*TASK GOAL*
Copy out the records in full, word for word, without pictures.

*DATA FOR THIS TASK*
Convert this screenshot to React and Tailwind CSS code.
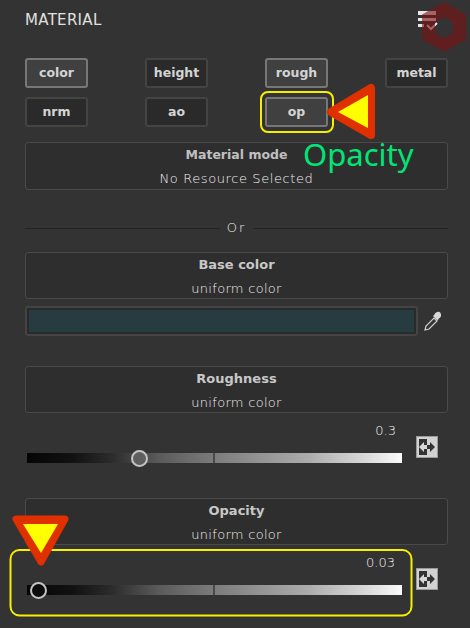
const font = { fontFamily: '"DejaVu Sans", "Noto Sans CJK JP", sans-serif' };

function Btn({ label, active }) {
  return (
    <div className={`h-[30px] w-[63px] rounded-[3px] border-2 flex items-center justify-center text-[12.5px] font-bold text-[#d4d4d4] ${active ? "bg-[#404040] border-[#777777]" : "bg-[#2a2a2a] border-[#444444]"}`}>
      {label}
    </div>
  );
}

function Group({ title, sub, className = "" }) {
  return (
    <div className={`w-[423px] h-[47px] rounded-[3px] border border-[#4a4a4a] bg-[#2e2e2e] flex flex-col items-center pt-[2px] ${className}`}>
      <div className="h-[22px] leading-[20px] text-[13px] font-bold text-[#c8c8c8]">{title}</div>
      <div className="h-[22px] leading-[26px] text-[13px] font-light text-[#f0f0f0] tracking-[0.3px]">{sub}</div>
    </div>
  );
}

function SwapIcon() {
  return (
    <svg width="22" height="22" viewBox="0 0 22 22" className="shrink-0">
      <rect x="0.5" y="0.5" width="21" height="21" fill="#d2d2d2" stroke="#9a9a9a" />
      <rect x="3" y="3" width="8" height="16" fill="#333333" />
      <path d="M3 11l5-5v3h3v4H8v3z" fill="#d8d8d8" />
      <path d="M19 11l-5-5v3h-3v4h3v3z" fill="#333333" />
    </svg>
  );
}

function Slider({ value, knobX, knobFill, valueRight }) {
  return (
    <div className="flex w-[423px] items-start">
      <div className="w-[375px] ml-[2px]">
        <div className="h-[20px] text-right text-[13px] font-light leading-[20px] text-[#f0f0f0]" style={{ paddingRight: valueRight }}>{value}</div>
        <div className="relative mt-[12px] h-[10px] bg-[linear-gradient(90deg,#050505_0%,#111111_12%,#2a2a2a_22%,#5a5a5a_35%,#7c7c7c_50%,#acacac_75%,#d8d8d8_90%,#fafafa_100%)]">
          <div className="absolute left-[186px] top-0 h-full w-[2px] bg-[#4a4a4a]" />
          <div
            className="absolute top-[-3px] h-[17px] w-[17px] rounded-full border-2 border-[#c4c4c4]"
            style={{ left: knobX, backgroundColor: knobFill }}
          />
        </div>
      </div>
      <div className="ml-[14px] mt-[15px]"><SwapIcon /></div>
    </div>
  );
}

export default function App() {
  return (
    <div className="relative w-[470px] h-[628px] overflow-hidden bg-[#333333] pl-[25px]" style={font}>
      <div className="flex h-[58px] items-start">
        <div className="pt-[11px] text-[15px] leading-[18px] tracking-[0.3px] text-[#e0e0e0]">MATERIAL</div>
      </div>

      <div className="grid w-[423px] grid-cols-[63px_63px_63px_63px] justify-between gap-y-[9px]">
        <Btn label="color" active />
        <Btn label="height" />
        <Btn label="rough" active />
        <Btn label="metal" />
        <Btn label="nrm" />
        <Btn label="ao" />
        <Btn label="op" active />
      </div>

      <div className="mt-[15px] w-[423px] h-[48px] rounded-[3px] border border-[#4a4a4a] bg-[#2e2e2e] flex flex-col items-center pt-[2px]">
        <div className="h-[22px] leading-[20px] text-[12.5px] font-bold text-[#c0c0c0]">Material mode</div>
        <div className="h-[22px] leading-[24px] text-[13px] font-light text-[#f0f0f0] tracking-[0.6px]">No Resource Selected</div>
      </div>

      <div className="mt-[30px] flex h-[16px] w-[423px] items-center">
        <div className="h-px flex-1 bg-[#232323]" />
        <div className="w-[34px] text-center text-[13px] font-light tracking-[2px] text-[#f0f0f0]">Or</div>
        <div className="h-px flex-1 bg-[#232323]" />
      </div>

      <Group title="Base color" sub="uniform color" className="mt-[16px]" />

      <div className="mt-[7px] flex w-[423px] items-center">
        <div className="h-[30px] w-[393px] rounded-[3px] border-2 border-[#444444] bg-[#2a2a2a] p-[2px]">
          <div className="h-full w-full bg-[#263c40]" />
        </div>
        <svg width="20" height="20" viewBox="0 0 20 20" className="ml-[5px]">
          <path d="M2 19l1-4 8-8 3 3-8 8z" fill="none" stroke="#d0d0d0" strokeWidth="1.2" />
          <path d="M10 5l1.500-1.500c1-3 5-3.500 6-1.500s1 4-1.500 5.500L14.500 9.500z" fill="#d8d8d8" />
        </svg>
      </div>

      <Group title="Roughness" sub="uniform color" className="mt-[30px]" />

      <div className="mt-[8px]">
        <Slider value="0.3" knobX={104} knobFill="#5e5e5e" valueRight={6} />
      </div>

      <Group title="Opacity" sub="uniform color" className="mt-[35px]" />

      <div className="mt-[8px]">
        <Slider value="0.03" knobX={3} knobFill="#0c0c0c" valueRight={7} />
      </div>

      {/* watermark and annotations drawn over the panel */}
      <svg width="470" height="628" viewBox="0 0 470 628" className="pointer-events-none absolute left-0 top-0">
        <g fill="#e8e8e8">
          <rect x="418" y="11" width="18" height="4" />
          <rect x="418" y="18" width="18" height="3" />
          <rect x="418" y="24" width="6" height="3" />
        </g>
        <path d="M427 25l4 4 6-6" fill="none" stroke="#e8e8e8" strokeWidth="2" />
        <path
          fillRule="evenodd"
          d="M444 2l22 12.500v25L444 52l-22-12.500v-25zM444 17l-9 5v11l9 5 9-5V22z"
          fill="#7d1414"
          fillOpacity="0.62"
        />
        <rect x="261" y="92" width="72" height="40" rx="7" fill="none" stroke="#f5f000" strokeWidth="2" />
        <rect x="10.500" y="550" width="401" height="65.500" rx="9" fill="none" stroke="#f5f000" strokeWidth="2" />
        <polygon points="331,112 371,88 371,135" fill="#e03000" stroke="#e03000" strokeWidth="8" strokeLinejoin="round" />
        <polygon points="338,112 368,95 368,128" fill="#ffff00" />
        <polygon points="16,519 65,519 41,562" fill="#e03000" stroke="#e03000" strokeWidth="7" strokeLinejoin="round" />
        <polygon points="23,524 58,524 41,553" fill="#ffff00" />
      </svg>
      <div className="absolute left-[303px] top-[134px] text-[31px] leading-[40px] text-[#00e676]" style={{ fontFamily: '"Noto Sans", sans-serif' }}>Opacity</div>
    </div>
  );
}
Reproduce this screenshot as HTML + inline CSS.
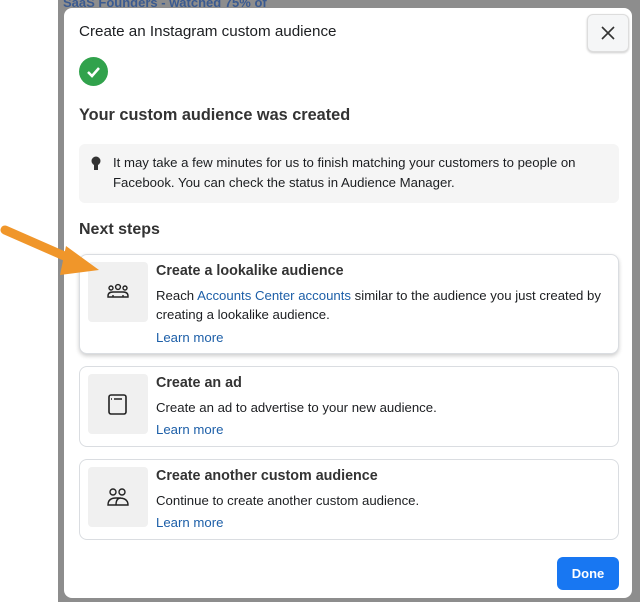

*RESPONSE FOR THIS EXERCISE*
Convert this screenshot to React and Tailwind CSS code.
const font = { fontFamily: '"DejaVu Sans", "Noto Sans CJK JP", sans-serif' };

function Btn({ label, active }) {
  return (
    <div className={`h-[30px] w-[63px] rounded-[3px] border-2 flex items-center justify-center text-[12.5px] font-bold text-[#d4d4d4] ${active ? "bg-[#404040] border-[#777777]" : "bg-[#2a2a2a] border-[#444444]"}`}>
      {label}
    </div>
  );
}

function Group({ title, sub, className = "" }) {
  return (
    <div className={`w-[423px] h-[47px] rounded-[3px] border border-[#4a4a4a] bg-[#2e2e2e] flex flex-col items-center pt-[2px] ${className}`}>
      <div className="h-[22px] leading-[20px] text-[13px] font-bold text-[#c8c8c8]">{title}</div>
      <div className="h-[22px] leading-[26px] text-[13px] font-light text-[#f0f0f0] tracking-[0.3px]">{sub}</div>
    </div>
  );
}

function SwapIcon() {
  return (
    <svg width="22" height="22" viewBox="0 0 22 22" className="shrink-0">
      <rect x="0.5" y="0.5" width="21" height="21" fill="#d2d2d2" stroke="#9a9a9a" />
      <rect x="3" y="3" width="8" height="16" fill="#333333" />
      <path d="M3 11l5-5v3h3v4H8v3z" fill="#d8d8d8" />
      <path d="M19 11l-5-5v3h-3v4h3v3z" fill="#333333" />
    </svg>
  );
}

function Slider({ value, knobX, knobFill, valueRight }) {
  return (
    <div className="flex w-[423px] items-start">
      <div className="w-[375px] ml-[2px]">
        <div className="h-[20px] text-right text-[13px] font-light leading-[20px] text-[#f0f0f0]" style={{ paddingRight: valueRight }}>{value}</div>
        <div className="relative mt-[12px] h-[10px] bg-[linear-gradient(90deg,#050505_0%,#111111_12%,#2a2a2a_22%,#5a5a5a_35%,#7c7c7c_50%,#acacac_75%,#d8d8d8_90%,#fafafa_100%)]">
          <div className="absolute left-[186px] top-0 h-full w-[2px] bg-[#4a4a4a]" />
          <div
            className="absolute top-[-3px] h-[17px] w-[17px] rounded-full border-2 border-[#c4c4c4]"
            style={{ left: knobX, backgroundColor: knobFill }}
          />
        </div>
      </div>
      <div className="ml-[14px] mt-[15px]"><SwapIcon /></div>
    </div>
  );
}

export default function App() {
  return (
    <div className="relative w-[470px] h-[628px] overflow-hidden bg-[#333333] pl-[25px]" style={font}>
      <div className="flex h-[58px] items-start">
        <div className="pt-[11px] text-[15px] leading-[18px] tracking-[0.3px] text-[#e0e0e0]">MATERIAL</div>
      </div>

      <div className="grid w-[423px] grid-cols-[63px_63px_63px_63px] justify-between gap-y-[9px]">
        <Btn label="color" active />
        <Btn label="height" />
        <Btn label="rough" active />
        <Btn label="metal" />
        <Btn label="nrm" />
        <Btn label="ao" />
        <Btn label="op" active />
      </div>

      <div className="mt-[15px] w-[423px] h-[48px] rounded-[3px] border border-[#4a4a4a] bg-[#2e2e2e] flex flex-col items-center pt-[2px]">
        <div className="h-[22px] leading-[20px] text-[12.5px] font-bold text-[#c0c0c0]">Material mode</div>
        <div className="h-[22px] leading-[24px] text-[13px] font-light text-[#f0f0f0] tracking-[0.6px]">No Resource Selected</div>
      </div>

      <div className="mt-[30px] flex h-[16px] w-[423px] items-center">
        <div className="h-px flex-1 bg-[#232323]" />
        <div className="w-[34px] text-center text-[13px] font-light tracking-[2px] text-[#f0f0f0]">Or</div>
        <div className="h-px flex-1 bg-[#232323]" />
      </div>

      <Group title="Base color" sub="uniform color" className="mt-[16px]" />

      <div className="mt-[7px] flex w-[423px] items-center">
        <div className="h-[30px] w-[393px] rounded-[3px] border-2 border-[#444444] bg-[#2a2a2a] p-[2px]">
          <div className="h-full w-full bg-[#263c40]" />
        </div>
        <svg width="20" height="20" viewBox="0 0 20 20" className="ml-[5px]">
          <path d="M2 19l1-4 8-8 3 3-8 8z" fill="none" stroke="#d0d0d0" strokeWidth="1.2" />
          <path d="M10 5l1.500-1.500c1-3 5-3.500 6-1.500s1 4-1.500 5.500L14.500 9.500z" fill="#d8d8d8" />
        </svg>
      </div>

      <Group title="Roughness" sub="uniform color" className="mt-[30px]" />

      <div className="mt-[8px]">
        <Slider value="0.3" knobX={104} knobFill="#5e5e5e" valueRight={6} />
      </div>

      <Group title="Opacity" sub="uniform color" className="mt-[35px]" />

      <div className="mt-[8px]">
        <Slider value="0.03" knobX={3} knobFill="#0c0c0c" valueRight={7} />
      </div>

      {/* watermark and annotations drawn over the panel */}
      <svg width="470" height="628" viewBox="0 0 470 628" className="pointer-events-none absolute left-0 top-0">
        <g fill="#e8e8e8">
          <rect x="418" y="11" width="18" height="4" />
          <rect x="418" y="18" width="18" height="3" />
          <rect x="418" y="24" width="6" height="3" />
        </g>
        <path d="M427 25l4 4 6-6" fill="none" stroke="#e8e8e8" strokeWidth="2" />
        <path
          fillRule="evenodd"
          d="M444 2l22 12.500v25L444 52l-22-12.500v-25zM444 17l-9 5v11l9 5 9-5V22z"
          fill="#7d1414"
          fillOpacity="0.62"
        />
        <rect x="261" y="92" width="72" height="40" rx="7" fill="none" stroke="#f5f000" strokeWidth="2" />
        <rect x="10.500" y="550" width="401" height="65.500" rx="9" fill="none" stroke="#f5f000" strokeWidth="2" />
        <polygon points="331,112 371,88 371,135" fill="#e03000" stroke="#e03000" strokeWidth="8" strokeLinejoin="round" />
        <polygon points="338,112 368,95 368,128" fill="#ffff00" />
        <polygon points="16,519 65,519 41,562" fill="#e03000" stroke="#e03000" strokeWidth="7" strokeLinejoin="round" />
        <polygon points="23,524 58,524 41,553" fill="#ffff00" />
      </svg>
      <div className="absolute left-[303px] top-[134px] text-[31px] leading-[40px] text-[#00e676]" style={{ fontFamily: '"Noto Sans", sans-serif' }}>Opacity</div>
    </div>
  );
}
Reproduce this screenshot as HTML + inline CSS.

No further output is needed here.